-- Data provided --
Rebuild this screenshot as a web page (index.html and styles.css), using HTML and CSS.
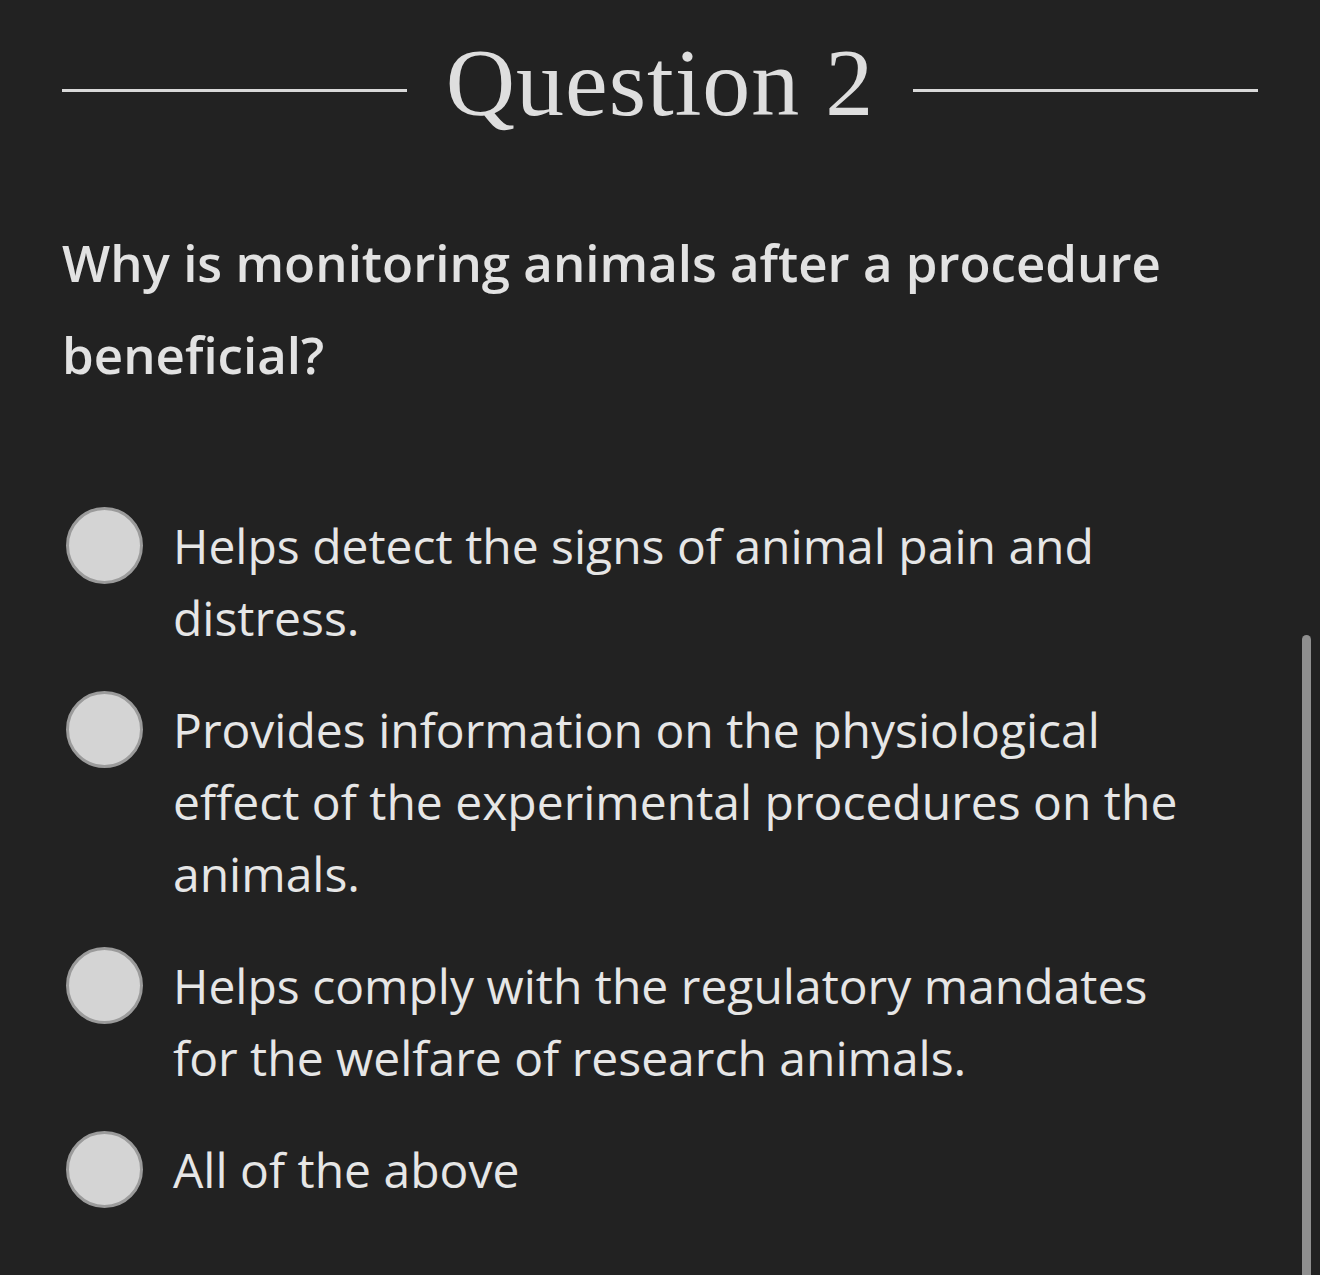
FILE: index.html
```html
<!DOCTYPE html>
<html lang="en">
<head>
<meta charset="utf-8">
<title>Question 2</title>
<link rel="stylesheet" href="styles.css">
</head>
<body>
<main class="quiz">
  <header class="q-head">
    <span class="q-rule"></span>
    <h1 class="q-title">Question 2</h1>
    <span class="q-rule"></span>
  </header>
  <p class="q-text">Why is monitoring animals after a procedure beneficial?</p>
  <ul class="options">
    <li class="option"><span class="radio"></span><span class="opt-text">Helps detect the signs of animal pain and distress.</span></li>
    <li class="option"><span class="radio"></span><span class="opt-text">Provides information on the physiological effect of the experimental procedures on the animals.</span></li>
    <li class="option"><span class="radio"></span><span class="opt-text">Helps comply with the regulatory mandates for the welfare of research animals.</span></li>
    <li class="option"><span class="radio"></span><span class="opt-text">All of the above</span></li>
  </ul>
</main>
<div class="scrollbar"></div>
</body>
</html>
```

FILE: styles.css
```css
html, body {
  margin: 0;
  padding: 0;
  background: #222222;
  height: 100%;
  overflow: hidden;
}

.quiz {
  padding: 33px 62px 0 62px;
  font-family: "Open Sans", "Liberation Sans", sans-serif;
}

.q-head {
  display: flex;
  align-items: center;
  gap: 39px;
}

.q-rule {
  flex: 1;
  height: 3px;
  background: #d9d9d9;
  margin-top: 14px;
}

.q-title {
  margin: 0;
  font-family: "Liberation Serif", "DejaVu Serif", serif;
  font-weight: 400;
  font-size: 96px;
  line-height: 100px;
  letter-spacing: 1px;
  color: #dedede;
}

.q-text {
  margin: 83px 0 0 0;
  font-size: 51px;
  font-weight: 600;
  line-height: 92px;
  color: #e2e2e2;
}

.options {
  list-style: none;
  margin: 110px 0 0 0;
  padding: 0;
  display: flex;
  flex-direction: column;
  gap: 40px;
}

.option {
  display: flex;
  align-items: flex-start;
  gap: 30px;
  padding-left: 4px;
}

.radio {
  flex: none;
  width: 71px;
  height: 71px;
  border-radius: 50%;
  background: #d4d4d4;
  border: 3px solid #9b9b9b;
  margin-top: -3px;
}

.opt-text {
  font-size: 48px;
  line-height: 72px;
  color: #e6e6e6;
  max-width: 1030px;
}

.scrollbar {
  position: fixed;
  left: 1302px;
  top: 635px;
  width: 9px;
  bottom: 0;
  background: #8f8f8f;
  border-radius: 5px 5px 0 0;
}
```
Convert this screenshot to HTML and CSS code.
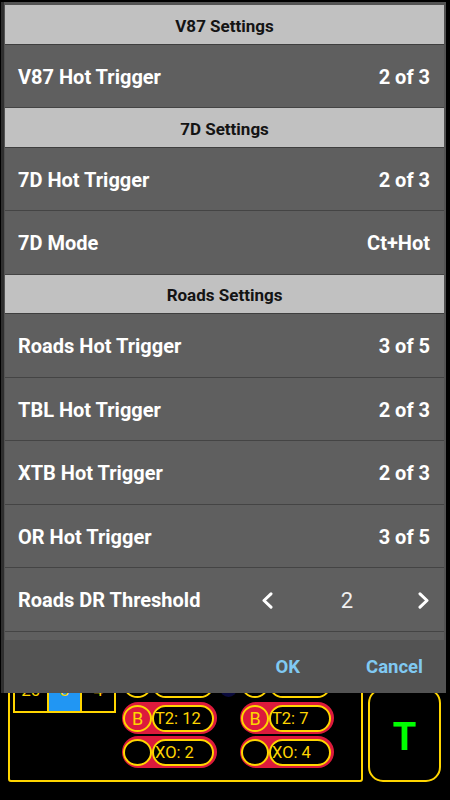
FILE: index.html
```html
<!DOCTYPE html>
<html lang="en">
<head>
<meta charset="utf-8">
<title>Settings</title>
<link rel="stylesheet" href="styles.css">
</head>
<body>
<div class="screen">
  <div class="board">
    <div class="panel">
      <div class="grid">
        <div class="cell">20</div>
        <div class="cell cell-on">8</div>
        <div class="cell">4</div>
      </div>
      <div class="chips chips-a">
        <div class="chip chip-plain"><span class="dot"></span><span class="tag"></span></div>
        <div class="chip"><span class="dot dot-b">B</span><span class="tag">T2: 12</span></div>
        <div class="chip"><span class="dot"></span><span class="tag">XO: 2</span></div>
      </div>
      <div class="mid"><span class="navy"></span></div>
      <div class="chips chips-b">
        <div class="chip chip-plain"><span class="dot"></span><span class="tag"></span></div>
        <div class="chip"><span class="dot dot-b">B</span><span class="tag">T2: 7</span></div>
        <div class="chip"><span class="dot"></span><span class="tag">XO: 4</span></div>
      </div>
    </div>
    <div class="tbox">T</div>
  </div>
</div>

<div class="dialog">
  <div class="list">
    <div class="head">V87 Settings</div>
    <div class="row"><span>V87 Hot Trigger</span><span>2 of 3</span></div>
    <div class="head">7D Settings</div>
    <div class="row"><span>7D Hot Trigger</span><span>2 of 3</span></div>
    <div class="row"><span>7D Mode</span><span>Ct+Hot</span></div>
    <div class="head">Roads Settings</div>
    <div class="row"><span>Roads Hot Trigger</span><span>3 of 5</span></div>
    <div class="row"><span>TBL Hot Trigger</span><span>2 of 3</span></div>
    <div class="row"><span>XTB Hot Trigger</span><span>2 of 3</span></div>
    <div class="row"><span>OR Hot Trigger</span><span>3 of 5</span></div>
    <div class="row"><span>Roads DR Threshold</span>
      <div class="stepper">
        <svg class="chev" viewBox="0 0 12 17" width="12" height="17"><path d="M10 1.8 L3 8.5 L10 15.2" /></svg>
        <span class="step-val">2</span>
        <svg class="chev" viewBox="0 0 12 17" width="12" height="17"><path d="M2 1.8 L9 8.5 L2 15.2" /></svg>
      </div>
    </div>
    <div class="row"></div>
  </div>
  <div class="actions">
    <span class="btn">OK</span>
    <span class="btn">Cancel</span>
  </div>
</div>
</body>
</html>
```

FILE: styles.css
```css
html, body {
  margin: 0;
  padding: 0;
}
body {
  width: 450px;
  height: 800px;
  background: #000;
  position: relative;
  overflow: hidden;
  font-family: Roboto, "Liberation Sans", sans-serif;
}

/* background app screen */
.screen {
  height: 800px;
  display: flex;
  flex-direction: column;
  justify-content: flex-end;
}
.board {
  display: flex;
  align-items: flex-end;
  gap: 5px;
  padding: 0 9px 18px 8px;
}
.panel {
  box-sizing: border-box;
  width: 355px;
  height: 142px;
  border: 2px solid #ffd500;
  border-radius: 0 0 3px 3px;
  display: flex;
  align-items: flex-end;
  padding: 0 0 12px 3px;
}
.grid {
  box-sizing: border-box;
  width: 103px;
  height: 46px;
  display: flex;
  border: 2px solid #ffd500;
  margin-bottom: 55px;
  flex: none;
}
.cell {
  flex: 1;
  display: flex;
  align-items: center;
  justify-content: center;
  color: #ffd500;
  font-size: 17px;
  border-left: 2px solid #ffd500;
}
.cell:first-child {
  border-left: none;
}
.cell-on {
  background: #2196f3;
}
.chips {
  display: flex;
  flex-direction: column;
  gap: 2px;
  flex: none;
}
.chips-a {
  width: 95px;
  margin-left: 6px;
}
.chips-b {
  width: 94px;
  margin-left: 3px;
}
.chip {
  box-sizing: border-box;
  height: 32px;
  display: flex;
  padding: 3px 3px 2px 1px;
  border-radius: 16px;
  background: #dc1a3c;
}
.chip-plain {
  background: transparent;
}
.dot {
  box-sizing: border-box;
  flex: none;
  width: 29px;
  height: 27px;
  border: 2px solid #ffd500;
  border-radius: 50%;
  display: flex;
  align-items: center;
  justify-content: center;
  color: #ffd500;
  font-size: 18px;
}
.chips-b .dot {
  width: 28px;
}
.dot-b {
  background: #dc1a3c;
}
.chips .chip:not(.chip-plain) .dot:not(.dot-b) {
  background: #000;
}
.tag {
  box-sizing: border-box;
  flex: 1;
  height: 27px;
  border: 2px solid #ffd500;
  border-radius: 14px;
  background: #000;
  color: #ffd500;
  font-size: 16.5px;
  display: flex;
  align-items: center;
  padding-left: 1px;
  white-space: nowrap;
}
.mid {
  align-self: flex-start;
  width: 17px;
  margin-left: 3px;
  padding-top: 38px;
  flex: none;
}
.navy {
  display: block;
  width: 17px;
  height: 17px;
  border-radius: 50%;
  background: #0a0a3c;
}
.tbox {
  box-sizing: border-box;
  width: 73px;
  height: 94px;
  border: 2px solid #ffd500;
  border-radius: 15px;
  display: flex;
  align-items: center;
  justify-content: center;
  color: #00ff00;
  font-size: 38px;
  font-weight: 700;
  padding-top: 4px;
}

/* dialog */
.dialog {
  position: absolute;
  left: 1px;
  top: 2px;
  width: 445px;
  height: 691px;
  box-sizing: border-box;
  background: #535353;
  border-left: 3px solid #2f2f2f;
  padding: 3px 2px 0 1px;
  display: flex;
  flex-direction: column;
}
.list {
  height: 635px;
  overflow: hidden;
  flex: none;
}
.head {
  box-sizing: border-box;
  height: 39.5px;
  border-bottom: 1px solid #3e3e3e;
  background: #c1c1c1;
  color: #141414;
  font-size: 17px;
  font-weight: 700;
  padding-top: 3px;
  display: flex;
  align-items: center;
  justify-content: center;
}
.row {
  box-sizing: border-box;
  height: 63.5px;
  border-bottom: 1px solid #444;
  background: #5f5f5f;
  padding: 2px 14px 0 13px;
  display: flex;
  align-items: center;
  justify-content: space-between;
  color: #fff;
  font-size: 20px;
  font-weight: 700;
}
.stepper {
  width: 169px;
  display: flex;
  align-items: center;
  justify-content: space-between;
}
.chev {
  display: block;
}
.chev path {
  fill: none;
  stroke: #fff;
  stroke-width: 3;
  stroke-linecap: round;
  stroke-linejoin: round;
}
.step-val {
  font-size: 22px;
  font-weight: 400;
  color: #f0f0f0;
  padding-left: 3px;
}
.actions {
  flex: 1;
  display: flex;
  align-items: center;
  justify-content: flex-end;
  gap: 66px;
  padding-right: 21px;
}
.btn {
  color: #80c9f2;
  font-size: 18.5px;
  font-weight: 700;
}
```
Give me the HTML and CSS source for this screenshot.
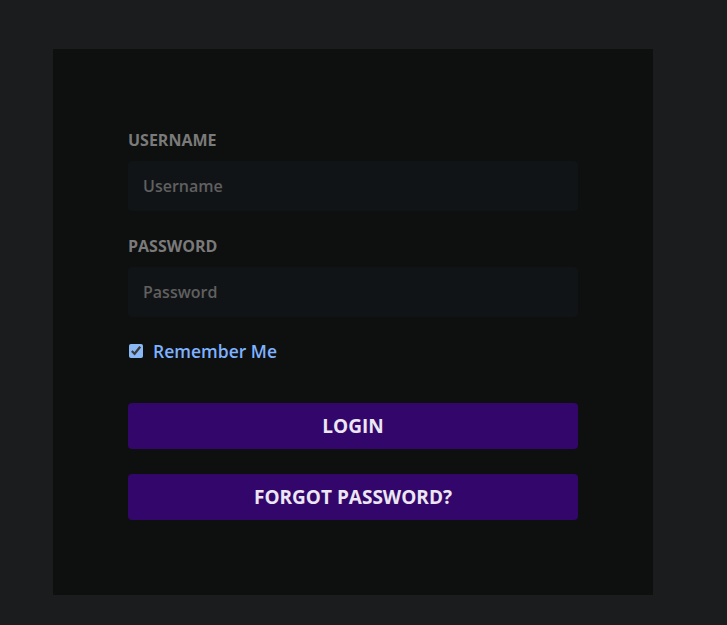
FILE: index.html
```html
<!DOCTYPE html>
<html lang="en">
<head>
  <meta charset="UTF-8" />
  <title>Login</title>
  <link rel="stylesheet" href="styles.css">
</head>
<body>
  <div class="card">
    <form class="login-form">
      <label class="field-label" for="username">USERNAME</label>
      <input class="field" id="username" type="text" placeholder="Username">

      <label class="field-label" for="password">PASSWORD</label>
      <input class="field" id="password" type="password" placeholder="Password">

      <label class="remember">
        <input type="checkbox" checked> Remember Me
      </label>

      <button type="button" class="btn btn-login">LOGIN</button>
      <button type="button" class="btn">FORGOT PASSWORD?</button>
    </form>
  </div>
</body>
</html>
```

FILE: styles.css
```css
html, body {
  margin: 0;
  padding: 0;
  background-color: #1b1c1e;
  font-family: "Open Sans", sans-serif;
}
.card {
  width: 600px;
  box-sizing: border-box;
  margin: 49px 0 0 53px;
  padding: 81px 75px 75px;
  background-color: #0e0f0f;
}
.login-form {
  display: flex;
  flex-direction: column;
}
.field-label {
  font-size: 16px;
  font-weight: 700;
  line-height: 20px;
  color: #7a7a7a;
  margin-bottom: 11px;
}
.field {
  height: 50px;
  box-sizing: border-box;
  padding: 0 15px;
  border: none;
  border-radius: 4px;
  background-color: #111416;
  color: #ccc;
  font-family: "Open Sans", sans-serif;
  font-size: 16px;
  font-weight: 600;
  margin-bottom: 25px;
  outline: none;
}
.field::placeholder {
  color: #606060;
}
.remember {
  display: flex;
  align-items: center;
  gap: 10px;
  font-size: 17.5px;
  font-weight: 600;
  line-height: 24px;
  color: #7fb2ff;
  margin-top: -3px;
  margin-bottom: 40px;
  padding-left: 1px;
}
.remember input {
  margin: 0;
  width: 14px;
  height: 14px;
  accent-color: #8ab8f5;
}
.btn {
  height: 46px;
  border: none;
  border-radius: 4px;
  background-color: #33066b;
  color: #ece6f2;
  font-family: "Open Sans", sans-serif;
  font-size: 19px;
  font-weight: 700;
  cursor: pointer;
}
.btn-login {
  margin-bottom: 25px;
}
```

-- What you need to do --
Scan the material above. Copy each line that holds the word "this".

-- Exercise answer --
Rebuild this screenshot as a web page (index.html and styles.css), using HTML and CSS.
Convert this screenshot to HTML and CSS code.
Give me the HTML and CSS source for this screenshot.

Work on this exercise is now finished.